J'Accuse: New Book Attacks Le Monde as 'Modern-day Pravda'

Jean-Marie Colombani, Edwy Plenel, and Alain Minc
Le Monde Editor in Chief Edwy Plenel (R), Editorial Manager Jean-Marie Colombani (C), and chairman of the board of supervisors Alain Minc (Photo: Joel Robine/AFP).

Does France’s newspaper of record exercise real-world power off the editorial pages? That is the thesis of a new book accusing Le Monde of influence peddling, blackmail, and political intrigue. Sold out within hours of publication, La Face Cachée du Monde (The Dark Side of Le Monde) has unleashed France’s biggest media storm in recent memory.

For decades, Le Monde has investigated the powers-that-be in French society and pointed the finger, sometimes with devastating impact, at their misconduct. The authors, Pierre Péan and Philippe Cohen, say it is time to turn the tables.

A war of words broke out on France’s TV and radio stations and editorial pages when extracts from The Dark Side, which was printed in great secrecy in Spain, appeared before its publication in the centrist L’Express. “Behind the facade of journalistic idealism is a lust for power,” wrote editor Denis Jeambar.

Dark Side’s accusations concern the three men who have run Le Monde since 1994: Jean-Marie Colombani, the editorial manager, Edwy Plenel, the editor in chief, and Alain Minc, chairman of the board of supervisors. The authors claim these men hijacked a great newspaper, transforming it into a “modern-day Pravda” where “the management seems to be fixed on one strategic aim: to control by intimidation, alliance, or vassalage the pressure points of society.”

“Colombani and Plenel will not be able to just brush off such a book,” commented Libération, France’s rival left-wing daily. “Nor will they be able to avoid answering the fundamental charges.”

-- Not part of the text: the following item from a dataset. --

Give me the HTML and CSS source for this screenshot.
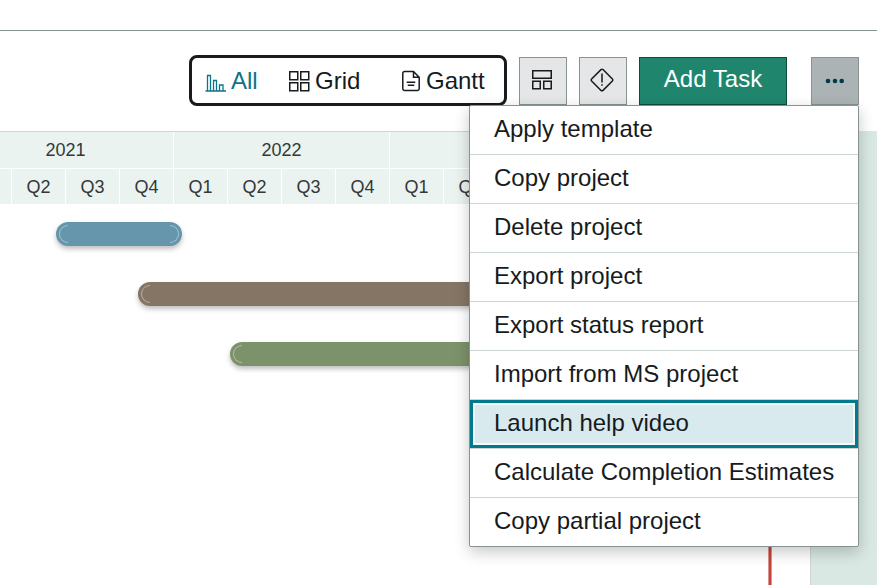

Le Canard Enchainé, the weekly that pioneered investigative reporting in France, notes that the book, “despite its aggressive tone,” is still “a litany of facts, testimony, and documents that form a rude indictment. . . . [In responding to the book,] the managers of Le Monde did not answer the essential question, beyond all the polemics: What ties does Le Monde have or not have with major French companies and their managers?”

If the most serious allegations are true, Minc and Colombani compromised the integrity of Le Monde in secret deals with NMPP (Nouvelles Messageries de la Presse Parisienne), a press distribution company that enjoys a near monopoly of the French market, and Shibsted, a Norwegian company that launched a free newspaper in France. Last but not least, the management is said to have employed Enron-style tricks to cover up Le Monde’s imminent bankruptcy. The paper has responded to this last charge by publishing its accounts.

Some of the purported actions are strangely out of sync with Le Monde’s status as a mouthpiece for the left wing. If the authors are to be believed, Colombani and Plenel assiduously, but unsuccessfully, promoted the careers of right-wing politicians Edouard Balladur and Charles Pasqua and covered up evidence of the latter’s corruption.

France’s leading newspaper supported former Socialist Prime Minister Jospin like “a rope holds up a hanged man,” the book alleges. Targeting important members of Jospin’s administration in its investigations, Le Monde ultimately contributed to the prime minister’s downfall, the authors suggest, and the electoral success of right-wing extremist Le Pen.

To scoop Jospin’s youthful involvement with the radical Trotskyite movement, Plenel, it is claimed, offered one of Jospin’s biographers a job at Le Monde in exchange for evidence. Plenel, a former Trotskyite himself, is even said to have “freelanced” for the CIA (the evidence is a single remark by former President Francois Mitterrand, reported posthumously).

Dark Side asserts that Colombani, who is Corsican, flexed his editorial muscles in support of Jospin’s plan to grant the island independence and, much less plausibly, that articles published in Le Monde tippped off Yvan Colonna, a Corsican nationalist wanted for murder, of his impending arrest.

Before joining forces, the two authors had set out independently to write their own investigation of Le Monde. This collaboration could account for its length (632 pages) and mix of investigative reporting, philosophy, and polemic. Claims that can be proven true or false (such as “peddling influence”), are juxtaposed with others that seem far-fetched (the editors “hate France”).

Le Monde’s first line of defense was to deplore Dark Side as an emotional outburst. “Criticism is one thing, passion is another,” an editorial stated, “Hate is the saddest of all passions.” The March 6 edition produced a more detailed response, citing “1,001 errors” in names, dates, and job titles (Colombani is not a CEO, and so on), and offering refutations of some of the accusations.

But the real counteroffensive is legal. The Society of the Editors of Le Monde, an association of employees that is the newspaper’s biggest shareholder, has instructed its lawyers to sue the authors, their publisher, and L'Express for libel.

The authors of Dark Side and the management of Le Monde agree on one thing: The courts will have the final word.